Saturday, August 22, 2009

Monkey Wrench

So...I'll give you a taste of something light. Actually, something quite fattening. And delicious. And cheesy.
Hey...I'm a tart at heart.

Bon appetit...



Oh, the Sweet Sorrows of Cheesecake

A woman’s journey of self-discovery through dessert.

Because you don't live near a bakery doesn't mean you have to go without cheesecake.
-Hedy Lamarr

Do you remember when you lost your virginity? C’mon, think back and relive that horrible and awkward experience. Alright, now add a piece of cheesecake to the lovemaking. I don’t care what you do with it – eat it, smear it, roll around in it – just add it to the intercourse and tell me how much better the sex got.

Thought so.

Sex, like relationships, always seems to be lacking. But once you add a piece of dessert in the mix – BOOM – you got yourself a damn masterpiece. Amazing, ain’t it? I mean, let’s be honest, cheesecake is a dessert unlike any other – a dessert that comes in so many different flavors and styles, to compare it to anything else would not fully justify the wonders of such perfection. I myself didn’t understand the power of the pastry until first taste. And man, did it taste good.
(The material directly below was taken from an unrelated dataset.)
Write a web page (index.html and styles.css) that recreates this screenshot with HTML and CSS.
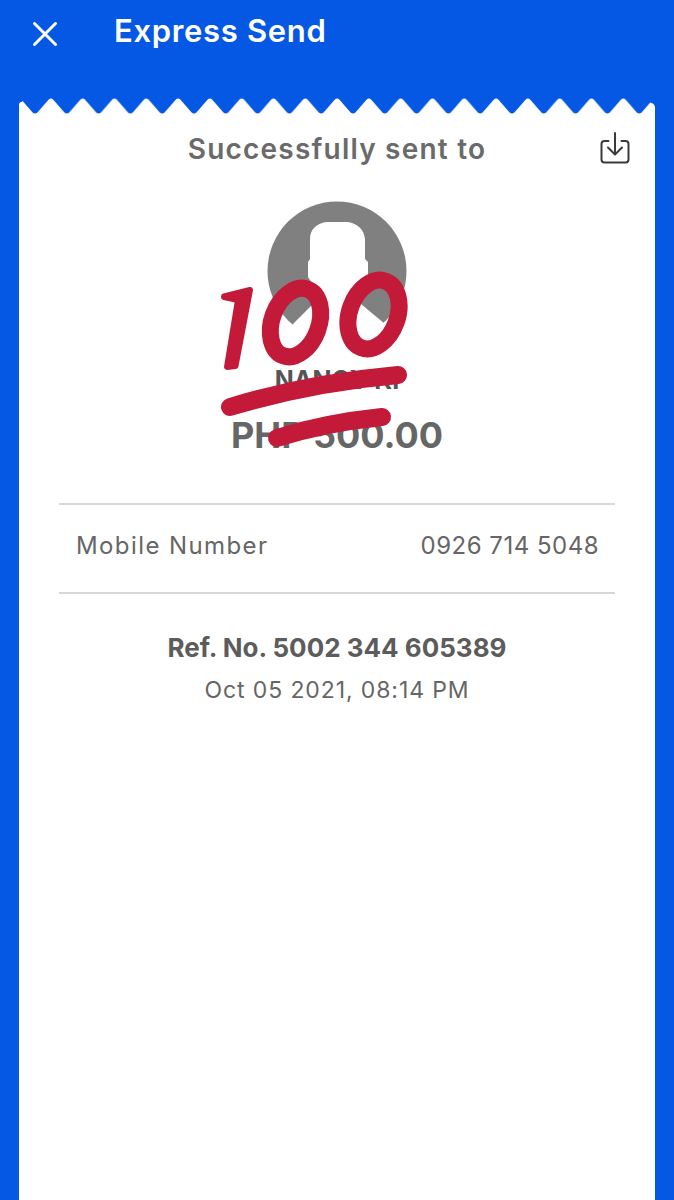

Allow me to relive this magical experience. Reader discretion is advised:

It started at The Cheesecake Factory in Cambridge, Mass. I was around fifteen and my naïveté about my surroundings, and the world as a whole was holding me back, preventing me from experiencing “adult things,” or at least that’s what my parents called them. I had no idea what rite of passage awaited me behind the giant oak doors to the restaurant. Sweating with anticipation, I turned the enormous bronze doorknob, only to be met with an aroma I’ve never experienced before. I started to panic. What were these feelings? In front of me sat the handsome suitors. There I was, a cheesecake virgin being seduced by the wooers of all Don Juan’s. It was the key lime that made me break.

It only took me a mere 30 minutes to make me “give it up.” And let me tell you, it was a sloppy one. We were both a little awkward, mostly me. I didn’t know how to start and where to end. I was loud, too. People stared, and I’m sure they knew I was a first-timer. I didn’t care. I loved every minute of it. Really. I became a woman that day.
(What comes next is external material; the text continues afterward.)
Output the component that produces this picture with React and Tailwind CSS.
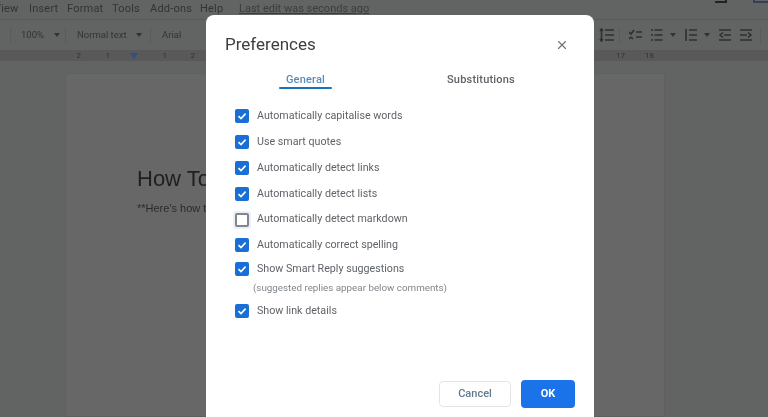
import { X } from 'lucide-react';

const menus = [
  { label: 'View', cls: 'w-[29px] -ml-[6px] mr-[6px]' },
  { label: 'Insert', cls: 'w-[38px]' },
  { label: 'Format', cls: 'w-[45px]' },
  { label: 'Tools', cls: 'w-[38px]' },
  { label: 'Add-ons', cls: 'w-[50px]' },
  { label: 'Help', cls: 'w-[39px]' },
];

const options = [
  { label: 'Automatically capitalise words', checked: true },
  { label: 'Use smart quotes', checked: true },
  { label: 'Automatically detect links', checked: true },
  { label: 'Automatically detect lists', checked: true },
  { label: 'Automatically detect markdown', checked: false },
  { label: 'Automatically correct spelling', checked: true },
];

function Caret() {
  return <span className="w-0 h-0 border-x-[3.5px] border-x-transparent border-t-[4px] border-t-[#333]" />;
}

function Separator({ cls }) {
  return <span className={`w-px h-4 bg-[#5a5b5a] ${cls}`} />;
}

// toolbar glyphs, drawn since the lucide ones are too thin and wide here
function ToolIcon({ d, cls }) {
  return (
    <svg width="13" height="14" viewBox="0 0 13 14" fill="none" stroke="currentColor" strokeWidth="1.6" className={cls}>
      <path d={d} />
    </svg>
  );
}

function Checkbox({ checked }) {
  if (!checked) {
    return (
      <span className="w-[14px] h-[14px] shrink-0 rounded-[2px] border-2 border-[#80868b] bg-white shadow-[0_0_0_2px_#e8f0fe]" />
    );
  }
  return (
    <span className="w-[14px] h-[14px] shrink-0 rounded-[2px] bg-[#1a6fd6] flex items-center justify-center">
      <svg width="10" height="10" viewBox="0 0 10 10" fill="none">
        <path d="M1.5 5.2 4 7.6 8.6 2.6" stroke="white" strokeWidth="1.6" />
      </svg>
    </span>
  );
}

function Option({ label, checked, rowCls }) {
  return (
    <div className={`flex items-center gap-2 ${rowCls}`}>
      <Checkbox checked={checked} />
      <span className="text-[10.7px] text-[#5f6368]">{label}</span>
    </div>
  );
}

export default function App() {
  return (
    <div className="relative w-[768px] h-[417px] overflow-hidden bg-[#626463] font-['Roboto',sans-serif]">
      {/* Docs behind the dialog */}
      <div className="flex flex-col h-full blur-[0.6px]">
        <div className="h-5 shrink-0 flex items-center text-[11px] tracking-[0.2px] text-[#333] border-b border-[#585958] relative">
          {menus.map((m) => (
            <span key={m.label} className={`shrink-0 ${m.cls}`}>{m.label}</span>
          ))}
          <span className="underline text-[11px] tracking-normal text-[#3c3c3c]">Last edit was seconds ago</span>
          <div className="ml-auto flex items-start gap-[26px] self-start">
            <span className="w-[12px] h-[3px] border-b-2 border-r-2 border-[#222]" />
            <span className="w-[15px] h-[3px] border-b-2 border-l-2 border-[#334155]" />
          </div>
        </div>

        <div className="h-[30px] shrink-0 flex items-center justify-between text-[9.5px] text-[#333]">
          <div className="flex items-center">
            <Separator cls="ml-[10px] mr-[10px]" />
            <span className="w-[33px]">100%</span>
            <Caret />
            <Separator cls="ml-[5px] mr-[11px]" />
            <span className="w-[59px]">Normal text</span>
            <Caret />
            <Separator cls="ml-[8px] mr-[11px]" />
            <span>Arial</span>
          </div>
          <div className="flex items-center text-[#2f2f2f]">
            <svg width="15" height="14" viewBox="0 0 15 14" fill="none" stroke="currentColor" strokeWidth="1.6">
              <path d="M2.5 1.5v11M1 3l1.5-2L4 3M1 11l1.5 2L4 11M6 2h9M6 7h9M6 12h9" />
            </svg>
            <Separator cls="ml-[5px] mr-[9px]" />
            <ToolIcon d="M0 4l2 2 3-4M7 4h6M0 11l2-2M2 9l2 2M7 9h6" cls="mr-[9px]" />
            <ToolIcon d="M0 2h2M0 7h2M0 12h2M3.5 2h8M3.5 7h8M3.5 12h8" cls="mr-[6px]" />
            <Caret />
            <span className="w-[9px]" />
            <ToolIcon d="M1 1v12M4 2h8M4 7h8M4 12h8" cls="mr-[6px]" />
            <Caret />
            <span className="w-[9px]" />
            <ToolIcon d="M0 2h12M5 7h7M0 12h12M4 4.5 1 7l3 2.5" cls="mr-[8px]" />
            <ToolIcon d="M0 2h12M0 7h7M0 12h12M8 4.5 11 7 8 9.5" />
            <Separator cls="ml-[7px] mr-[7px]" />
          </div>
        </div>

        <div className="h-[11px] shrink-0 bg-[#585958] flex items-center text-[8px] text-[#333]">
          <span className="w-[81px] shrink-0 text-right">2</span>
          <span className="w-[29px] shrink-0 text-right">1</span>
          <span className="w-[28px] shrink-0 flex justify-end">
            <span className="w-0 h-0 border-x-[4px] border-x-transparent border-t-[6px] border-t-[#2f4f85]" />
          </span>
          <span className="w-[29px] shrink-0 text-right">1</span>
          <span className="w-[28px] shrink-0 text-right">2</span>
          <span className="w-[430px] shrink-0 text-right">17</span>
          <span className="w-[29px] shrink-0 text-right">18</span>
        </div>

        <div className="flex-1 pt-[12px] pl-[65px] pr-[103px] flex min-h-0">
          <div className="w-full bg-[#666766] border border-[#5f605f] pl-[71px] pt-[92px]">
            <div className="font-['Liberation_Sans',sans-serif] text-[22px] leading-[26px] text-[#1f1f1f]">How To</div>
            <div className="font-['Liberation_Sans',sans-serif] text-[11px] mt-[8px] text-[#2b2b2b]">**Here's how to</div>
          </div>
        </div>
      </div>

      {/* Preferences dialog */}
      <div className="absolute left-[206px] top-[15px] w-[388px] h-[420px] rounded-lg bg-white flex flex-col">
        <div className="blur-[0.3px] flex flex-col h-full">
          <div className="flex items-center justify-between h-[58px] pt-[1px] pl-[19px] pr-[25px] shrink-0">
            <h1 className="text-[17px] text-[#3c4043]">Preferences</h1>
            <X size={14} strokeWidth={2} className="text-[#70757a]" />
          </div>

          <div className="flex h-[17px] -mt-[1px] shrink-0 text-[11px] font-medium tracking-[0.2px]">
            <div className="relative ml-[73px] w-[53px] text-center text-[#5b8bb8]">
              General
              <span className="absolute left-0 right-0 top-[15px] h-[2px] rounded-sm bg-[#1a73b8]" />
            </div>
            <div className="ml-[115px] w-[67px] text-center text-[#5f6368]">Substitutions</div>
          </div>

          <div className="pt-[14px] pl-[29px] flex flex-col">
            {options.map((o) => (
              <Option key={o.label} {...o} rowCls="h-[25.9px]" />
            ))}
            <Option label="Show Smart Reply suggestions" checked rowCls="h-[22px]" />
            <div className="h-4 pl-[18px] flex items-center text-[9.8px] text-[#80868b]">
              (suggested replies appear below comments)
            </div>
            <Option label="Show link details" checked rowCls="h-[30px]" />
          </div>

          <div className="flex items-center justify-end gap-[10px] pr-[19px] mt-[54px] text-[11px] font-medium">
            <button className="w-[72px] h-[26px] rounded border border-[#e2e5e8] bg-white text-[#5f7a8f]">Cancel</button>
            <button className="w-[54px] h-[28px] rounded bg-[#1a73e8] text-white font-bold">OK</button>
          </div>
        </div>
      </div>
    </div>
  );
}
Yes, a simple “coming of age” story, but simplicity doesn’t mean unoriginality. Still, shortly after my adventure to The Cheesecake Factory, the cheese and I grew distant. Why, you ask? It made me fat. It made me hate myself. My thighs started to resemble cottage cheese. It was an addiction I had to break. So I stopped calling. My visits became less and less frequent. I guess you can say we started to fight. I didn’t exactly “cheat” on the cheesecake, but soon I developed an attraction for carrot cake (those grated carrots did a number on me). All in all, we developed a sort of love-hate relationship. When it was there, staring at me in the face, tempting me to eat and enjoy, I hated it. I wanted nothing to do with the cheese’s provoking seduction and heartless taste that stained my lips and soul and made me want more of it when I knew, deep inside, my urge had to be controlled.

This pattern of self-pity and regret continued until we became acquainted again. I’ll never forget it. It was the first time I came back to The Cheesecake Factory since my confection affinity, and there it was, sprawled out on the dessert tray like some oversexed slut. I didn’t know what to say. I tried to avoid the tart hussy at first, but it made its presence known. We made eye contact. I smiled. And then I broke. We did it right there on the counter.

Soon I accepted the fact that I couldn’t live without cheesecake. With the distance put between us, I craved it more and more. These feelings are still present to this day. Am I weird? Maybe. But that’s beside the point. Cheesecake will always have a special place in my heart, over relationships and sex. I’m just hoping my future spouse won’t get jealous.

2 comments:

  1. I'm still gonna post this up on the Pint, despite the fact that you already found a home for it. It's just that I wrote a beautiful post introducing your work.